** Start Task material **

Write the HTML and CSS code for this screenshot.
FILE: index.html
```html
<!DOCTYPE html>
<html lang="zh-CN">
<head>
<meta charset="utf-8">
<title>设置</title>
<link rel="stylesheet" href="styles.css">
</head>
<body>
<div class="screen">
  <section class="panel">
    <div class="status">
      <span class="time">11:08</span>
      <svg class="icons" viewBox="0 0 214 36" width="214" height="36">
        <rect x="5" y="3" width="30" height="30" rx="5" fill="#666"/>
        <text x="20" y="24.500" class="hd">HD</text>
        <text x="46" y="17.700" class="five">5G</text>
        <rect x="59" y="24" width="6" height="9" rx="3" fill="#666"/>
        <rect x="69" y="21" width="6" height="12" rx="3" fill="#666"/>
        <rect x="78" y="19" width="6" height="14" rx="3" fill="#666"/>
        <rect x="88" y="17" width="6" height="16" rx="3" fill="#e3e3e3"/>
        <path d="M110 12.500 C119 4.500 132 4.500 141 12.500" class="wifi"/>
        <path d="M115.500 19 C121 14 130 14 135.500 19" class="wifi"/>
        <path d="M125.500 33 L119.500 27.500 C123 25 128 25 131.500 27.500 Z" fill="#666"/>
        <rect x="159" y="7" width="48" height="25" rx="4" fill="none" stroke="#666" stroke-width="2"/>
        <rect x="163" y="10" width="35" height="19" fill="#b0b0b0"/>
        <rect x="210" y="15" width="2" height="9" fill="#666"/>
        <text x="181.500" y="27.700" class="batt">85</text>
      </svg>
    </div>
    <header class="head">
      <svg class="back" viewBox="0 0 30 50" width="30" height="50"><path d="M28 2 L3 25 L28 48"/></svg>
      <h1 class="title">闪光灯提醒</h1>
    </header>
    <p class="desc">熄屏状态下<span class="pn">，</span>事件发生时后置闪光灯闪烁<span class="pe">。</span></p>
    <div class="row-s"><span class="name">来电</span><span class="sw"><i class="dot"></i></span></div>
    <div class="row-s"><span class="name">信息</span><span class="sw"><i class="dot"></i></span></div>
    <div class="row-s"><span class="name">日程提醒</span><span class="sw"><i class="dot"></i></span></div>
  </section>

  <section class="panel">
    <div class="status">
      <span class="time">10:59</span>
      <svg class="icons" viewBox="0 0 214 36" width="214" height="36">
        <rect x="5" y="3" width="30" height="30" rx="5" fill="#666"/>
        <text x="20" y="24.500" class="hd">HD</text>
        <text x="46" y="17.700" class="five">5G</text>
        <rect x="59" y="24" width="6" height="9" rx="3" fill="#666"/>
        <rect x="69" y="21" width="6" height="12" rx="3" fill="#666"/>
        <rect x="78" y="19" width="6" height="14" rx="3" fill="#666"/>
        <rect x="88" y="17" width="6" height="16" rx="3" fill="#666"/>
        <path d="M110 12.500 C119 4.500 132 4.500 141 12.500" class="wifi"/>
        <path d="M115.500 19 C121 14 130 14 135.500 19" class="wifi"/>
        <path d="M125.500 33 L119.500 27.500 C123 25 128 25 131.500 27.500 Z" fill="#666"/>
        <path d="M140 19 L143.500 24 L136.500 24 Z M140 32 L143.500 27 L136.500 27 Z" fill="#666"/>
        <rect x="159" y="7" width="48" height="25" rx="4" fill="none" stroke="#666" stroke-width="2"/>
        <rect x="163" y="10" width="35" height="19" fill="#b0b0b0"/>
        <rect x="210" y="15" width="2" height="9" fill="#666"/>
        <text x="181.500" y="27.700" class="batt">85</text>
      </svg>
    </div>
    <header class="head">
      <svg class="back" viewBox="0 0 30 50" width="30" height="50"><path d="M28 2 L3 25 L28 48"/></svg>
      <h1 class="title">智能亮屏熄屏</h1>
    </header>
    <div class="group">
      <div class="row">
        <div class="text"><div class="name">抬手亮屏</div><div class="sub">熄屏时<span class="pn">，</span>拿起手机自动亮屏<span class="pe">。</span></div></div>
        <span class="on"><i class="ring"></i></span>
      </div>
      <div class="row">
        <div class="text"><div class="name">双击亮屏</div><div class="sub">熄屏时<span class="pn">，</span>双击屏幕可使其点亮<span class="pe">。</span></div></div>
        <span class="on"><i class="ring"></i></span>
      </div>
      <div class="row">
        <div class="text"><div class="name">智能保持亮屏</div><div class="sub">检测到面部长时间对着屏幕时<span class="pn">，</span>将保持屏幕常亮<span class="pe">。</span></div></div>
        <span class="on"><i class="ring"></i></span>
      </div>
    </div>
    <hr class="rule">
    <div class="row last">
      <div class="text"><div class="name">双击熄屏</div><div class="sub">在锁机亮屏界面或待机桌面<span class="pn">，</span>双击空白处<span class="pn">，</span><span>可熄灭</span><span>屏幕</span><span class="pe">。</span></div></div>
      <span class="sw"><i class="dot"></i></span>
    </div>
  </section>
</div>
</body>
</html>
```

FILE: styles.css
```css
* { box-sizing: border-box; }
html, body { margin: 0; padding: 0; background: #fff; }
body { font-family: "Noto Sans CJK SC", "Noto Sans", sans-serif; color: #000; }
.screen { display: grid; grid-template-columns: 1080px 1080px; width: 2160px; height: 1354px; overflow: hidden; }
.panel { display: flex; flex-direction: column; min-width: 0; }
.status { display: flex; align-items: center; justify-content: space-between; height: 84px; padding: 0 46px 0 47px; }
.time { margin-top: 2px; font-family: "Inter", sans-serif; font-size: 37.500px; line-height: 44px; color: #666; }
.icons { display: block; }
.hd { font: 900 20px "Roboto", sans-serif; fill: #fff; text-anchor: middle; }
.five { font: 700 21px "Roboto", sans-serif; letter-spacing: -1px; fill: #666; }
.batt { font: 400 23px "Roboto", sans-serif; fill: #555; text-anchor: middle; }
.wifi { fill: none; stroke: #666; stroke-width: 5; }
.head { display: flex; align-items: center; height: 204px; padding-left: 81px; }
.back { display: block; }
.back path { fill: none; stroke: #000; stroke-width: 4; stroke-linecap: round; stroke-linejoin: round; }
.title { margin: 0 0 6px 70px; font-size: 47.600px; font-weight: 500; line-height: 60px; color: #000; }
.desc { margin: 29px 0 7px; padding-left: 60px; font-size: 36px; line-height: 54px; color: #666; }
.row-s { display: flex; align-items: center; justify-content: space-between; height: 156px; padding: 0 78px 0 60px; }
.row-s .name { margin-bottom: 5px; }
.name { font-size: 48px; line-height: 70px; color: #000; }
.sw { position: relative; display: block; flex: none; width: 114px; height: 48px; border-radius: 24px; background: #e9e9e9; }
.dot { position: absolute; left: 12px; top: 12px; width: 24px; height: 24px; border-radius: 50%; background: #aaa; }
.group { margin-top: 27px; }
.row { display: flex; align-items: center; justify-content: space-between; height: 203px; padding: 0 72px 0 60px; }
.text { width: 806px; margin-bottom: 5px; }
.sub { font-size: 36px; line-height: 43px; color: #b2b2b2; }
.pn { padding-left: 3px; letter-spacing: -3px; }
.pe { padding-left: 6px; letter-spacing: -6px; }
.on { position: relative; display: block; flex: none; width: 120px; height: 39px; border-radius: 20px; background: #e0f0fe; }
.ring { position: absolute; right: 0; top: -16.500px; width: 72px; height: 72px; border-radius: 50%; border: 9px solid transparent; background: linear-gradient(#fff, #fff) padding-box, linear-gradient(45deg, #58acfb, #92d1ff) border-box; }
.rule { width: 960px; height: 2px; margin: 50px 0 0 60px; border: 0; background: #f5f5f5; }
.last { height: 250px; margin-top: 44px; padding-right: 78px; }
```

** End Task material **
** Start Task material **

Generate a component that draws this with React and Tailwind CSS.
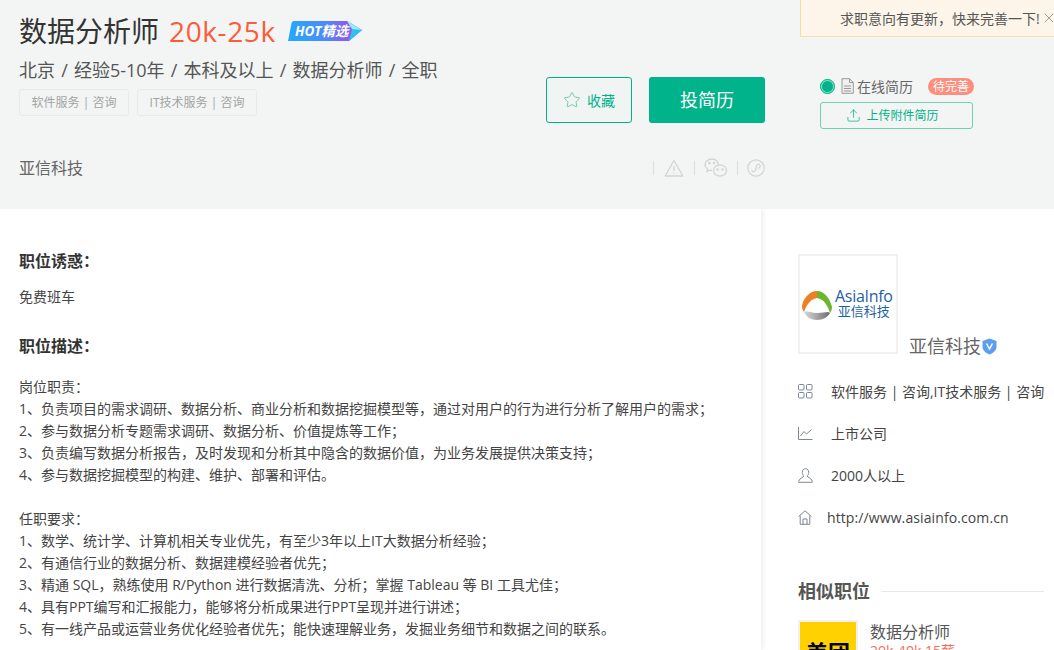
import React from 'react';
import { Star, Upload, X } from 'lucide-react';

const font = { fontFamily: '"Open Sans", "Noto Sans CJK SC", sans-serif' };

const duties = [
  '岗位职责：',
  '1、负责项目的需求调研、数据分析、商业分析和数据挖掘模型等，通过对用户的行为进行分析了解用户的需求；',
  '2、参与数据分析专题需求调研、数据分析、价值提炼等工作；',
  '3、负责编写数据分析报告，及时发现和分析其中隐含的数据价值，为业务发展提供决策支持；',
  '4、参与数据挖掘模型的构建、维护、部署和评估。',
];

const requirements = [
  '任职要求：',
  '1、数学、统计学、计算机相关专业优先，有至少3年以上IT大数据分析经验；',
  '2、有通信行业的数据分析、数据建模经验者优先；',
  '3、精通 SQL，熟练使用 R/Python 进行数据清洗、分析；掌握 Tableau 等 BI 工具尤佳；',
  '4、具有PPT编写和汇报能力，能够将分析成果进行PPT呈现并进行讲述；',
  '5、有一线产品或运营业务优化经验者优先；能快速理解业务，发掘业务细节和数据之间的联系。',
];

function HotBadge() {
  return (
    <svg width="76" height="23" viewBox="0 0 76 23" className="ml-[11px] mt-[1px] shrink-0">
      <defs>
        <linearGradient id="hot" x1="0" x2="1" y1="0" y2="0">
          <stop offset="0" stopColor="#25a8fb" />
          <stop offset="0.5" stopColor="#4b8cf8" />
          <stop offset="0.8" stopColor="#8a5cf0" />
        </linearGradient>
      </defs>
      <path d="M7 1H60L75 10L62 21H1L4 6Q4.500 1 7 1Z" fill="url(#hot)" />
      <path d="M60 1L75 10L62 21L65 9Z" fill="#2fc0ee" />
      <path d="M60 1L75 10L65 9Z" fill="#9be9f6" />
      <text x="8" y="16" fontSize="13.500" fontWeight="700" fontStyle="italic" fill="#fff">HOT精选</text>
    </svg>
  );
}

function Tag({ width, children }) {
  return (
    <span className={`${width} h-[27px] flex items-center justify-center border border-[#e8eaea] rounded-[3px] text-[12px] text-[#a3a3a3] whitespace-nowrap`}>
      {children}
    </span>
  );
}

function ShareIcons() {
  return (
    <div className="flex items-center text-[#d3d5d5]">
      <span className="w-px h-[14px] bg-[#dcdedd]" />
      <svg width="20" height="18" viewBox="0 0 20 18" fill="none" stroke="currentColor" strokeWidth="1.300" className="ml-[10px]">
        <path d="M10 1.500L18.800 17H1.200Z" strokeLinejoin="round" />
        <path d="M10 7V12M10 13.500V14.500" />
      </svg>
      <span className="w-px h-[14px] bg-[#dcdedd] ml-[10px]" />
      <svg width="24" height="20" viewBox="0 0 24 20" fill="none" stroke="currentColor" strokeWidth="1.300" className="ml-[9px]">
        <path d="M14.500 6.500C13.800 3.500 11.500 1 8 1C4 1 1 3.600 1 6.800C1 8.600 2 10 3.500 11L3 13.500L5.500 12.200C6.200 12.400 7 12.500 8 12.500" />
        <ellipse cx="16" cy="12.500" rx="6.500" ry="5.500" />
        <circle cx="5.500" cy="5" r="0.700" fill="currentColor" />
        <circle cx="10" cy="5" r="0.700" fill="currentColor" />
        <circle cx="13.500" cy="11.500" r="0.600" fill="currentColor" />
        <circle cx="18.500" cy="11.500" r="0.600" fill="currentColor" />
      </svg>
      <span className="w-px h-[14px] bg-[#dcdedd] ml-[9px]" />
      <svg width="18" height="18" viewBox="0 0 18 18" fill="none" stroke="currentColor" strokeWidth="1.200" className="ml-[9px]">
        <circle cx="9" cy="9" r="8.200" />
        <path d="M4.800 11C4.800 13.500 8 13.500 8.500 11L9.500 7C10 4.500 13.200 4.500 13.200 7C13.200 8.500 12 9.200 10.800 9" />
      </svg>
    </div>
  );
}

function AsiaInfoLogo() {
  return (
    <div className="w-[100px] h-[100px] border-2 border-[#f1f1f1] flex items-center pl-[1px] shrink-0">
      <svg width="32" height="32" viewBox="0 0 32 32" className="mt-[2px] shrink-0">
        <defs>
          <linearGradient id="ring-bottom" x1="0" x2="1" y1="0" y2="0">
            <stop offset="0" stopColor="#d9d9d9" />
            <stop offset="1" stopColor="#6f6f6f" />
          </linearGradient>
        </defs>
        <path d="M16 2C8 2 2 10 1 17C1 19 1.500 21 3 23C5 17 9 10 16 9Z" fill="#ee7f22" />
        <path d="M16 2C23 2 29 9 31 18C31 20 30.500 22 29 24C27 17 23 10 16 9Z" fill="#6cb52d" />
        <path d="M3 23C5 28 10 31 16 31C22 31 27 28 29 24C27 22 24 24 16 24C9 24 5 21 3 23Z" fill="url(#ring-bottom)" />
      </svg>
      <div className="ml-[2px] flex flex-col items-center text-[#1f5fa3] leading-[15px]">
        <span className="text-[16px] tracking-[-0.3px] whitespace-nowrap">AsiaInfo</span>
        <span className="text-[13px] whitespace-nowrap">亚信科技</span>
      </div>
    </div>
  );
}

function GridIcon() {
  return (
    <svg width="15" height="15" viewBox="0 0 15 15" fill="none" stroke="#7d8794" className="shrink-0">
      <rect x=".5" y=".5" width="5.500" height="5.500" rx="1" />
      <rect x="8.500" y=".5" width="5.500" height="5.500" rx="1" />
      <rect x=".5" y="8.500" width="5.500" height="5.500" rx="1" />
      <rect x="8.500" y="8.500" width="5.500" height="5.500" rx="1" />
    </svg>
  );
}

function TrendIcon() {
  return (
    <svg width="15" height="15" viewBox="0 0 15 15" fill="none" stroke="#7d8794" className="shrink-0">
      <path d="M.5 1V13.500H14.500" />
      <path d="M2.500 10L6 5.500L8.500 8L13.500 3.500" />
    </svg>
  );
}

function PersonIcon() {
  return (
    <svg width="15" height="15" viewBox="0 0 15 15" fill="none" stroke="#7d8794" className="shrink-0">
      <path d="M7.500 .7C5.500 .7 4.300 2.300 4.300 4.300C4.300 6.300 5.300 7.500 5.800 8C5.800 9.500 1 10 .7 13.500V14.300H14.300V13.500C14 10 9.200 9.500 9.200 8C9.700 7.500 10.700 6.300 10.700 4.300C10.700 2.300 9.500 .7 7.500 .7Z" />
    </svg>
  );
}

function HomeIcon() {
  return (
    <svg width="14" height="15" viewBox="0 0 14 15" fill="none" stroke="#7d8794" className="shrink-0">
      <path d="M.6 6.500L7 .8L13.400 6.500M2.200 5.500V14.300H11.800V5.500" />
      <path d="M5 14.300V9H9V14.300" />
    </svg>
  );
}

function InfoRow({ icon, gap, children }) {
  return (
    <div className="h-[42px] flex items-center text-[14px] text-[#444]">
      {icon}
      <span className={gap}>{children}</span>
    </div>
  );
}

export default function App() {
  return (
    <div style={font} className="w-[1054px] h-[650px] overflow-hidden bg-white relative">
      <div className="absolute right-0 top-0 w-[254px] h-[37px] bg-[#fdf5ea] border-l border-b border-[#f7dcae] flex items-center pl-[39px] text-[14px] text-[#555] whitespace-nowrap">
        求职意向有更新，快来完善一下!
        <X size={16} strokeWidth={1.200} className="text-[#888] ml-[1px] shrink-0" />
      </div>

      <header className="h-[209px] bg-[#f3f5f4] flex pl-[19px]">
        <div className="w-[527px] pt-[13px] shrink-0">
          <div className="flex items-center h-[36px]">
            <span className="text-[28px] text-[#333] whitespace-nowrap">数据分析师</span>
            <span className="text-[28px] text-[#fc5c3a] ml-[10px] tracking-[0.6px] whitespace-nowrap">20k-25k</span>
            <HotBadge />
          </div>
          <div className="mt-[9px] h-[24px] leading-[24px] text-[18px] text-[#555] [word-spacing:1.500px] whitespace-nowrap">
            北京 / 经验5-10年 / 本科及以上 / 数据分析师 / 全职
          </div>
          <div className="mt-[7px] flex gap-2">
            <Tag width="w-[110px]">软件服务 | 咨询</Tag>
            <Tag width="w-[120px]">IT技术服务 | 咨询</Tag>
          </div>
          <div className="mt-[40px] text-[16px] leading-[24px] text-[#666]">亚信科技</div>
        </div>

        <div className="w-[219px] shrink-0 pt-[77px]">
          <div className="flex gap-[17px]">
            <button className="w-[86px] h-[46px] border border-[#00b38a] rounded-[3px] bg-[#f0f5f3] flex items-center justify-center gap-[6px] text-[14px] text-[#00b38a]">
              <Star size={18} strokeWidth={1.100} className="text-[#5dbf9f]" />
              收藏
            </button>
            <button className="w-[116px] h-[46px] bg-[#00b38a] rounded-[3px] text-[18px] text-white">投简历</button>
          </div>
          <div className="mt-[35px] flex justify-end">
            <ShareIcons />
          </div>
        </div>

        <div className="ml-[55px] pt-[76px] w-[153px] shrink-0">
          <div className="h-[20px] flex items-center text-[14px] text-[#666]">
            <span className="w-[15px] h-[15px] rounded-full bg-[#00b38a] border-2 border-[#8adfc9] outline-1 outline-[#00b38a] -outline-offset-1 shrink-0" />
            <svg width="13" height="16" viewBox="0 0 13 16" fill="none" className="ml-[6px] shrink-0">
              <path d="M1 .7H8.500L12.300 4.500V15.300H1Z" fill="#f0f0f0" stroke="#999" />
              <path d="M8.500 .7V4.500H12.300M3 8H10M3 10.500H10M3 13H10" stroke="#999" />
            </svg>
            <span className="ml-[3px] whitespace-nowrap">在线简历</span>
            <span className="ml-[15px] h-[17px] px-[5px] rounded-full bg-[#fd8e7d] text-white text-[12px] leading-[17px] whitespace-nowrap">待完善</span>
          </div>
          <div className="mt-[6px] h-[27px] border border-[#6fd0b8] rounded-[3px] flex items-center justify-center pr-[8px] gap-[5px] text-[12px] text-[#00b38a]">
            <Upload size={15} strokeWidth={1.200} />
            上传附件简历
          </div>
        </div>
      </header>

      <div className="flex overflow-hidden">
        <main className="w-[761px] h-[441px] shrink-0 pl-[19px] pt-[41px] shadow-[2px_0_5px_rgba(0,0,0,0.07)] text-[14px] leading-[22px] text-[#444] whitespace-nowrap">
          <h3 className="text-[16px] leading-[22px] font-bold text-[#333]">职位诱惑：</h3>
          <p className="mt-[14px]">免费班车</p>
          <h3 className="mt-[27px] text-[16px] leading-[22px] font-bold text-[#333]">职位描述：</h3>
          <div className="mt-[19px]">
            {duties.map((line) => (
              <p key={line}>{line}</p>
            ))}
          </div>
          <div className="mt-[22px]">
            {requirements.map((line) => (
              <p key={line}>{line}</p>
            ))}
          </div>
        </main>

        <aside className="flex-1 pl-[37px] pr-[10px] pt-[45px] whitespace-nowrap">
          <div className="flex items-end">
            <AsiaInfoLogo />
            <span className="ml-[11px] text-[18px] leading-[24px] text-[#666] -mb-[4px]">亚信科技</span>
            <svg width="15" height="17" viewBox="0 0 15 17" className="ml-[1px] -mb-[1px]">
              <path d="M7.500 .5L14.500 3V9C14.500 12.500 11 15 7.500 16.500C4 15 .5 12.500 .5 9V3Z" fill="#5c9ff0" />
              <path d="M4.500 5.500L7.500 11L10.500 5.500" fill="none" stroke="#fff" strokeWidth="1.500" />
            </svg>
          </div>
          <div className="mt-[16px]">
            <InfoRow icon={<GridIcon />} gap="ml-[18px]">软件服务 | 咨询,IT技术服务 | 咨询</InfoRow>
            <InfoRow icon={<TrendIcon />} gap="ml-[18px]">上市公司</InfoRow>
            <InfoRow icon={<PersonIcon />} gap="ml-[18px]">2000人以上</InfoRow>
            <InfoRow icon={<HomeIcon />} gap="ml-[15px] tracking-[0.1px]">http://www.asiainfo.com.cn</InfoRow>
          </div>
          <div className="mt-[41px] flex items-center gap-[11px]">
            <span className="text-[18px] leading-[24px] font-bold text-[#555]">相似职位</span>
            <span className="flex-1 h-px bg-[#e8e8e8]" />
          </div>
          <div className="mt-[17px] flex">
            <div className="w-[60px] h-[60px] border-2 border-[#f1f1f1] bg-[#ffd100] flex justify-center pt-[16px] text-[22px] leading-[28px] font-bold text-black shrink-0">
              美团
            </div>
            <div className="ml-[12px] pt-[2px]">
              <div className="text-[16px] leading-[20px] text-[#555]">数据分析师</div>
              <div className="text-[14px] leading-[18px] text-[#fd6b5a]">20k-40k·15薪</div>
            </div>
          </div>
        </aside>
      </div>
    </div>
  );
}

** End Task material **
** Start Task material **

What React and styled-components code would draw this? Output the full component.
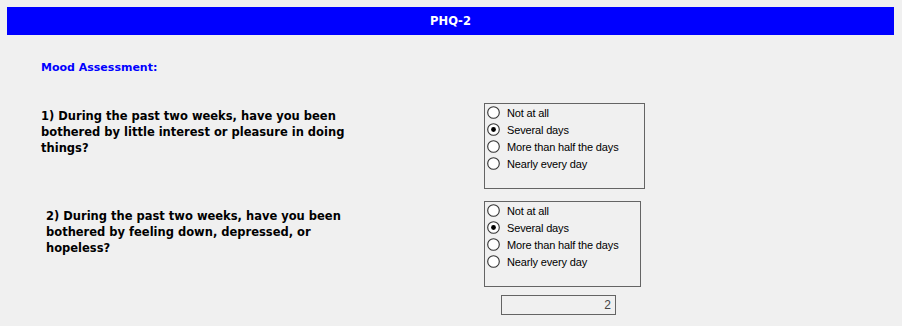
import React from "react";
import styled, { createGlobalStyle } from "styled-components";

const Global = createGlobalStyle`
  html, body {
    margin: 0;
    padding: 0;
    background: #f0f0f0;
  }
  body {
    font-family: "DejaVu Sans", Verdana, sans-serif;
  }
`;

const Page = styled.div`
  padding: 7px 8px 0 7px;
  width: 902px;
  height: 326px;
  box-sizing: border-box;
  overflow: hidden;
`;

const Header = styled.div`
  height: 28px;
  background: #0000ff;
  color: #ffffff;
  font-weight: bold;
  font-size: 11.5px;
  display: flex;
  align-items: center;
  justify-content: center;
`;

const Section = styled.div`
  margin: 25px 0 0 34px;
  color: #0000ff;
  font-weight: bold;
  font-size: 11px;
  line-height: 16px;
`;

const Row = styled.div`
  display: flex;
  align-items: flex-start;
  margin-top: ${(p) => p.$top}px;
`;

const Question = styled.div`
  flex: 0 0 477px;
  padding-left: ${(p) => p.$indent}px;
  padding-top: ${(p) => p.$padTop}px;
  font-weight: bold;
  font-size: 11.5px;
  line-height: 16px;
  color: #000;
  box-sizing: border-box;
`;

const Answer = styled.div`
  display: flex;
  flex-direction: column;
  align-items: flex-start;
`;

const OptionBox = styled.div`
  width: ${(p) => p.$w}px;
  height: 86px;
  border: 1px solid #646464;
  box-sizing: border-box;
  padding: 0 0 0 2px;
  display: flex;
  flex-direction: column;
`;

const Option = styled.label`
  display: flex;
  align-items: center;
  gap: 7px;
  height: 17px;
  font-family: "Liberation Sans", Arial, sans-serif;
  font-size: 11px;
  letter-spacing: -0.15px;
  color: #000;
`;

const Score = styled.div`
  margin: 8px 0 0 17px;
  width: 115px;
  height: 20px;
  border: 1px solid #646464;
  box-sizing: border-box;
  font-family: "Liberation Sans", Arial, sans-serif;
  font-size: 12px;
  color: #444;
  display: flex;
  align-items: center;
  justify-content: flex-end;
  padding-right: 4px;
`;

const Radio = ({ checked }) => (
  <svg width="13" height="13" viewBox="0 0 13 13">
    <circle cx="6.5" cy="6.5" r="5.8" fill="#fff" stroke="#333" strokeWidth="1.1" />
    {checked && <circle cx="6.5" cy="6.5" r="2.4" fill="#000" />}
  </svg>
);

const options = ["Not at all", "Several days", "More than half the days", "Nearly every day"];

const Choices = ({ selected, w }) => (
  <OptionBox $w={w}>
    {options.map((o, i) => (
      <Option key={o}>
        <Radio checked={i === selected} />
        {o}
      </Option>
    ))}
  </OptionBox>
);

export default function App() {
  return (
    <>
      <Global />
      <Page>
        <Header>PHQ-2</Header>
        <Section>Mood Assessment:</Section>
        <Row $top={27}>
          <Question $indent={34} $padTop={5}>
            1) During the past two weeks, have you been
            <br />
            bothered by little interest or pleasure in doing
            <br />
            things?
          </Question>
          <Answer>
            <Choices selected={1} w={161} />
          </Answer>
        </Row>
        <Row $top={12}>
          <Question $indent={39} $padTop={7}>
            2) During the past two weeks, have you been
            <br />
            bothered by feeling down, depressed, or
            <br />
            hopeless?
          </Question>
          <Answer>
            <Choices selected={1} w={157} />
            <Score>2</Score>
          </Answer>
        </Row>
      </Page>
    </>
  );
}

** End Task material **

▸ **Stated goal**
Each line that has the word "full" should be copied.

▸ **Solution for this problem**
            <span className="w-[15px] h-[15px] rounded-full bg-[#00b38a] border-2 border-[#8adfc9] outline-1 outline-[#00b38a] -outline-offset-1 shrink-0" />
            <span className="ml-[15px] h-[17px] px-[5px] rounded-full bg-[#fd8e7d] text-white text-[12px] leading-[17px] whitespace-nowrap">待完善</span>
What React and styled-components code would draw this? Output the full component.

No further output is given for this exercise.